プレミアリーグのビッグ6のなかで、近年最も経営努力が足りなかったのはアーセナルでした。マンチェスター・ユナイテッドはスポンサー開拓に注力し、リヴァプールとマンチェスター・シティは敏腕ディレクターと名将の招聘によってプレミアリーグ&チャンピオンズリーグの上位に君臨。ユースを強化したチェルシーは、大勢の若手を国内外に貸し出すウェストロンドン人材派遣サービスを展開し、トッテナムは選手の売買とCLファイナル進出で高い収益を得ています。

これに対して、グーナーのシーズンチケットという「お布施」に頼っていたガナーズは、選手の売却もコマーシャル収入の改善もうまくいかず。CL出場権を逃しては補強資金が目減りし、さらに不振に陥る悪循環にはまっていました。今回の欧州スーパーリーグ騒動における失態は、これぞ「貧すれば鈍する」。
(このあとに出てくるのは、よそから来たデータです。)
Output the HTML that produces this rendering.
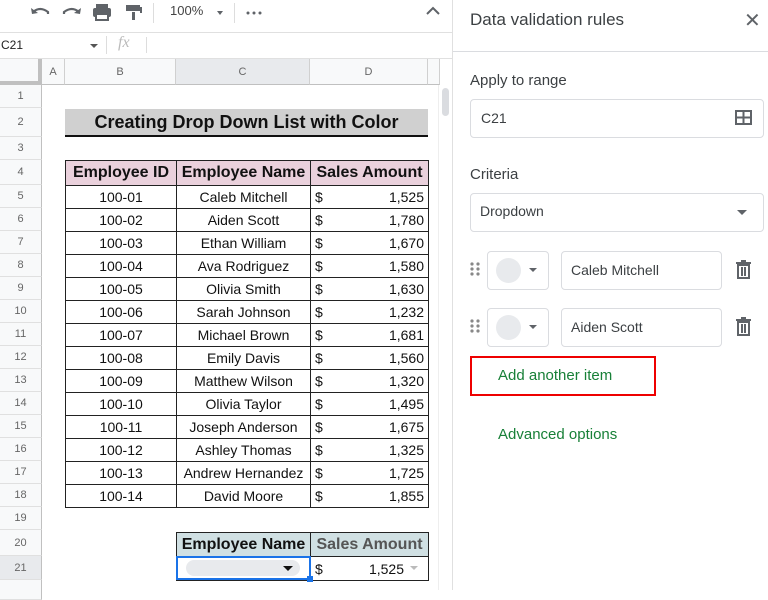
<!DOCTYPE html>
<html><head><meta charset="utf-8"><style>
*{box-sizing:border-box;margin:0;padding:0}
body{width:768px;height:590px;overflow:hidden;background:#fff;font-family:"Liberation Sans",Arial,sans-serif;position:relative}
.a{position:absolute}
.rh{position:absolute;left:0;width:42px;background:#f8f9fa;border-bottom:1px solid #e0e0e0;border-right:1px solid #c0c0c0;color:#666;font-size:11px;display:flex;align-items:center;justify-content:center}
.ch{position:absolute;top:59px;height:26px;background:#f8f9fa;border-right:1px solid #d0d0d0;border-bottom:1px solid #c0c0c0;color:#666;font-size:11px;display:flex;align-items:center;justify-content:center}
table{border-collapse:collapse;position:absolute;font-size:14px;color:#111;table-layout:fixed}
td{border:1px solid #222;text-align:center;padding:0 4px;white-space:nowrap;overflow:hidden}
th{border:1px solid #222;font-weight:bold;font-size:16px;background:#ead1dc;padding:0;white-space:nowrap;overflow:hidden}
.d{text-align:right}
.d span{float:left}
.lbl{position:absolute;left:470px;font-size:15px;color:#3c4043}
.box{position:absolute;border:1px solid #dadce0;border-radius:4px;background:#fff}
</style></head><body>
<div class="a" style="left:0;top:0;width:452px;height:32px;background:#fff"></div>
<svg class="a" style="left:28px;top:3px" width="240" height="20" viewBox="0 0 240 20">
<path d="M5 9 Q12 3 20 9 L20 11" stroke="#5f6368" stroke-width="2.2" fill="none"/><path d="M3 5 L4 11 L10 10" fill="#5f6368"/>
<path d="M51 9 Q44 3 36 9 L36 11" stroke="#5f6368" stroke-width="2.2" fill="none"/><path d="M53 5 L52 11 L46 10" fill="#5f6368"/>
<rect x="65" y="5" width="18" height="9" rx="2" fill="#5f6368"/><rect x="68" y="1" width="12" height="4" fill="#5f6368"/><rect x="68" y="11" width="12" height="6" fill="#fff" stroke="#5f6368" stroke-width="2"/>
<rect x="98" y="2" width="14" height="6" fill="#5f6368"/><rect x="112" y="4" width="2" height="6" fill="#5f6368"/><rect x="104" y="9" width="3" height="8" fill="#5f6368"/>
<rect x="125" y="0" width="1" height="20" fill="#ddd"/><rect x="206" y="0" width="1" height="20" fill="#ddd"/>
<path d="M189 8 L195 8 L192 12Z" fill="#5f6368"/>
<circle cx="220" cy="10" r="1.5" fill="#5f6368"/><circle cx="226" cy="10" r="1.5" fill="#5f6368"/><circle cx="232" cy="10" r="1.5" fill="#5f6368"/>
</svg>
<svg class="a" style="left:425px;top:5px" width="16" height="12"><path d="M2 9 L8 3 L14 9" stroke="#5f6368" stroke-width="2" fill="none"/></svg>
<div class="a" style="left:170px;top:3px;font-size:13px;color:#444">100%</div>
<div class="a" style="left:0;top:32px;width:452px;height:27px;border-top:1px solid #e0e0e0;border-bottom:1px solid #e0e0e0"></div>
<div class="a" style="left:1px;top:38px;font-size:12px;color:#222">C21</div>
<div class="a" style="left:90px;top:44px;border-left:4px solid transparent;border-right:4px solid transparent;border-top:4px solid #555"></div>
<div class="a" style="left:106px;top:36px;width:1px;height:18px;background:#ddd"></div>
<div class="a" style="left:118px;top:34px;font-size:16px;font-style:italic;color:#bbb;font-family:'Liberation Serif',serif">fx</div>
<div class="a" style="left:146px;top:37px;width:1px;height:16px;background:#ddd"></div>
<div class="ch" style="left:0;width:42px;border-right:4px solid #c0c0c0;border-bottom:4px solid #c0c0c0"></div>
<div class="ch" style="left:42px;width:23px">A</div>
<div class="ch" style="left:65px;width:111px">B</div>
<div class="ch" style="left:176px;width:134px;background:#e8eaed">C</div>
<div class="ch" style="left:310px;width:118px">D</div>
<div class="ch" style="left:428px;width:12px"></div>
<div class="rh" style="top:85px;height:23px">1</div>
<div class="rh" style="top:108px;height:29px">2</div>
<div class="rh" style="top:137px;height:23px">3</div>
<div class="rh" style="top:160px;height:25px">4</div>
<div class="rh" style="top:185px;height:23px">5</div>
<div class="rh" style="top:208px;height:23px">6</div>
<div class="rh" style="top:231px;height:23px">7</div>
<div class="rh" style="top:254px;height:23px">8</div>
<div class="rh" style="top:277px;height:23px">9</div>
<div class="rh" style="top:300px;height:23px">10</div>
<div class="rh" style="top:323px;height:23px">11</div>
<div class="rh" style="top:346px;height:23px">12</div>
<div class="rh" style="top:369px;height:23px">13</div>
<div class="rh" style="top:392px;height:23px">14</div>
<div class="rh" style="top:415px;height:23px">15</div>
<div class="rh" style="top:438px;height:23px">16</div>
<div class="rh" style="top:461px;height:23px">17</div>
<div class="rh" style="top:484px;height:23px">18</div>
<div class="rh" style="top:507px;height:23px">19</div>
<div class="rh" style="top:530px;height:26px">20</div>
<div class="rh" style="top:556px;height:24px;background:#e8eaed">21</div>
<div class="rh" style="top:580px;height:20px"></div>
<div class="a" style="left:438px;top:85px;width:14px;height:505px;background:#fff;border-left:1px solid #eee"></div>
<div class="a" style="left:442px;top:88px;width:7px;height:28px;border-radius:4px;background:#dadce0"></div>
<div class="a" style="left:65px;top:109px;width:363px;height:28px;background:#d0d0d0;border-bottom:2px solid #111;font-weight:bold;font-size:18px;text-align:center;line-height:27px;color:#111">Creating Drop Down List with Color</div>
<table style="left:65px;top:160px;width:363px">
<colgroup><col style="width:111px"><col style="width:134px"><col style="width:118px"></colgroup>
<tr style="height:25px"><th>Employee ID</th><th>Employee Name</th><th>Sales Amount</th></tr>
<tr style="height:23px"><td>100-01</td><td>Caleb Mitchell</td><td class="d"><span>$</span>1,525</td></tr>
<tr style="height:23px"><td>100-02</td><td>Aiden Scott</td><td class="d"><span>$</span>1,780</td></tr>
<tr style="height:23px"><td>100-03</td><td>Ethan William</td><td class="d"><span>$</span>1,670</td></tr>
<tr style="height:23px"><td>100-04</td><td>Ava Rodriguez</td><td class="d"><span>$</span>1,580</td></tr>
<tr style="height:23px"><td>100-05</td><td>Olivia Smith</td><td class="d"><span>$</span>1,630</td></tr>
<tr style="height:23px"><td>100-06</td><td>Sarah Johnson</td><td class="d"><span>$</span>1,232</td></tr>
<tr style="height:23px"><td>100-07</td><td>Michael Brown</td><td class="d"><span>$</span>1,681</td></tr>
<tr style="height:23px"><td>100-08</td><td>Emily Davis</td><td class="d"><span>$</span>1,560</td></tr>
<tr style="height:23px"><td>100-09</td><td>Matthew Wilson</td><td class="d"><span>$</span>1,320</td></tr>
<tr style="height:23px"><td>100-10</td><td>Olivia Taylor</td><td class="d"><span>$</span>1,495</td></tr>
<tr style="height:23px"><td>100-11</td><td>Joseph Anderson</td><td class="d"><span>$</span>1,675</td></tr>
<tr style="height:23px"><td>100-12</td><td>Ashley Thomas</td><td class="d"><span>$</span>1,325</td></tr>
<tr style="height:23px"><td>100-13</td><td>Andrew Hernandez</td><td class="d"><span>$</span>1,725</td></tr>
<tr style="height:23px"><td>100-14</td><td>David Moore</td><td class="d"><span>$</span>1,855</td></tr>
</table>
<table style="left:176px;top:532px;width:252px">
<colgroup><col style="width:134px"><col style="width:118px"></colgroup>
<tr style="height:24px"><th style="background:#d0e0e3">Employee Name</th><th style="background:#d0e0e3;color:#555">Sales Amount</th></tr>
<tr style="height:24px"><td></td><td class="d" style="padding-right:24px"><span>$</span>1,525</td></tr>
</table>
<div class="a" style="left:176px;top:556px;width:135px;height:24px;border:2px solid #1a73e8"></div>
<div class="a" style="left:186px;top:560px;width:114px;height:16px;border-radius:8px;background:#e8eaed"></div>
<div class="a" style="left:283px;top:566px;border-left:5px solid transparent;border-right:5px solid transparent;border-top:5px solid #111"></div>
<div class="a" style="left:307px;top:576px;width:6px;height:6px;background:#1a73e8"></div>
<div class="a" style="left:410px;top:566px;border-left:4px solid transparent;border-right:4px solid transparent;border-top:4px solid #bbb"></div>
<div class="a" style="left:452px;top:0;width:316px;height:590px;background:#fff;border-left:1px solid #e0e0e0"></div>
<div class="a" style="left:470px;top:10px;font-size:17px;color:#3c4043">Data validation rules</div>
<div class="a" style="left:744px;top:8px;font-size:20px;color:#5f6368">✕</div>
<div class="a" style="left:453px;top:51px;width:315px;height:1px;background:#dadce0"></div>
<div class="lbl" style="top:72px">Apply to range</div>
<div class="box" style="left:470px;top:99px;width:294px;height:39px"></div>
<div class="a" style="left:481px;top:110px;font-size:14px;color:#3c4043">C21</div>
<svg class="a" style="left:735px;top:110px" width="17" height="15"><rect x="1" y="1" width="15" height="13" fill="none" stroke="#5f6368" stroke-width="2"/><path d="M8.5 1V14M1 7.5H16" stroke="#5f6368" stroke-width="2"/></svg>
<div class="lbl" style="top:166px">Criteria</div>
<div class="box" style="left:470px;top:193px;width:294px;height:39px"></div>
<div class="a" style="left:480px;top:203px;font-size:14px;color:#3c4043">Dropdown</div>
<div class="a" style="left:737px;top:210px;border-left:5px solid transparent;border-right:5px solid transparent;border-top:5px solid #5f6368"></div>
<svg class="a" style="left:469px;top:261px" width="12" height="16"><g fill="#888"><circle cx="3" cy="3" r="1.6"/><circle cx="9" cy="3" r="1.6"/><circle cx="3" cy="8" r="1.6"/><circle cx="9" cy="8" r="1.6"/><circle cx="3" cy="13" r="1.6"/><circle cx="9" cy="13" r="1.6"/></g></svg>
<div class="box" style="left:487px;top:251px;width:62px;height:39px"></div>
<div class="a" style="left:496px;top:258px;width:25px;height:25px;border-radius:50%;background:#e8eaed"></div>
<div class="a" style="left:529px;top:268px;border-left:4px solid transparent;border-right:4px solid transparent;border-top:4px solid #5f6368"></div>
<div class="box" style="left:561px;top:251px;width:161px;height:39px"></div>
<div class="a" style="left:571px;top:262px;font-size:14px;color:#3c4043">Caleb Mitchell</div>
<svg class="a" style="left:735px;top:260px" width="17" height="20"><path d="M1 3H16M6 1H11" stroke="#5f6368" stroke-width="2"/><rect x="3" y="5" width="11" height="13" fill="none" stroke="#5f6368" stroke-width="2"/><path d="M7 7V16M10 7V16" stroke="#5f6368" stroke-width="2"/></svg>
<svg class="a" style="left:469px;top:318px" width="12" height="16"><g fill="#888"><circle cx="3" cy="3" r="1.6"/><circle cx="9" cy="3" r="1.6"/><circle cx="3" cy="8" r="1.6"/><circle cx="9" cy="8" r="1.6"/><circle cx="3" cy="13" r="1.6"/><circle cx="9" cy="13" r="1.6"/></g></svg>
<div class="box" style="left:487px;top:308px;width:62px;height:39px"></div>
<div class="a" style="left:496px;top:315px;width:25px;height:25px;border-radius:50%;background:#e8eaed"></div>
<div class="a" style="left:529px;top:325px;border-left:4px solid transparent;border-right:4px solid transparent;border-top:4px solid #5f6368"></div>
<div class="box" style="left:561px;top:308px;width:161px;height:39px"></div>
<div class="a" style="left:571px;top:319px;font-size:14px;color:#3c4043">Aiden Scott</div>
<svg class="a" style="left:735px;top:317px" width="17" height="20"><path d="M1 3H16M6 1H11" stroke="#5f6368" stroke-width="2"/><rect x="3" y="5" width="11" height="13" fill="none" stroke="#5f6368" stroke-width="2"/><path d="M7 7V16M10 7V16" stroke="#5f6368" stroke-width="2"/></svg>
<div class="a" style="left:470px;top:356px;width:186px;height:40px;border:2px solid #e00"></div>
<div class="a" style="left:498px;top:367px;font-size:15px;color:#188038">Add another item</div>
<div class="a" style="left:498px;top:426px;font-size:15px;color:#188038">Advanced options</div>
</body></html>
プレミアリーグで最も高額なチケットを買ってくれるサポーターを大事にするべきだったクラブが、事もあろうにトップクライアントを激怒させてしまいました。

マンチェスター・ユナイテッドは、エド・ウッドワードCEOの年内辞任を発表しています。この件は欧州スーパーリーグとは無関係ですが、結果的には問題を収束させて新たな改革に着手する節目になりそうです。アーセナルのスタン・クリエンケにも、けじめが必要でしょう。売上の大幅ダウンと欧州スーパーリーグにおけるジャッジミスは、グローバル企業なら株主に社長交代を要求されるレベルの失政だと思います。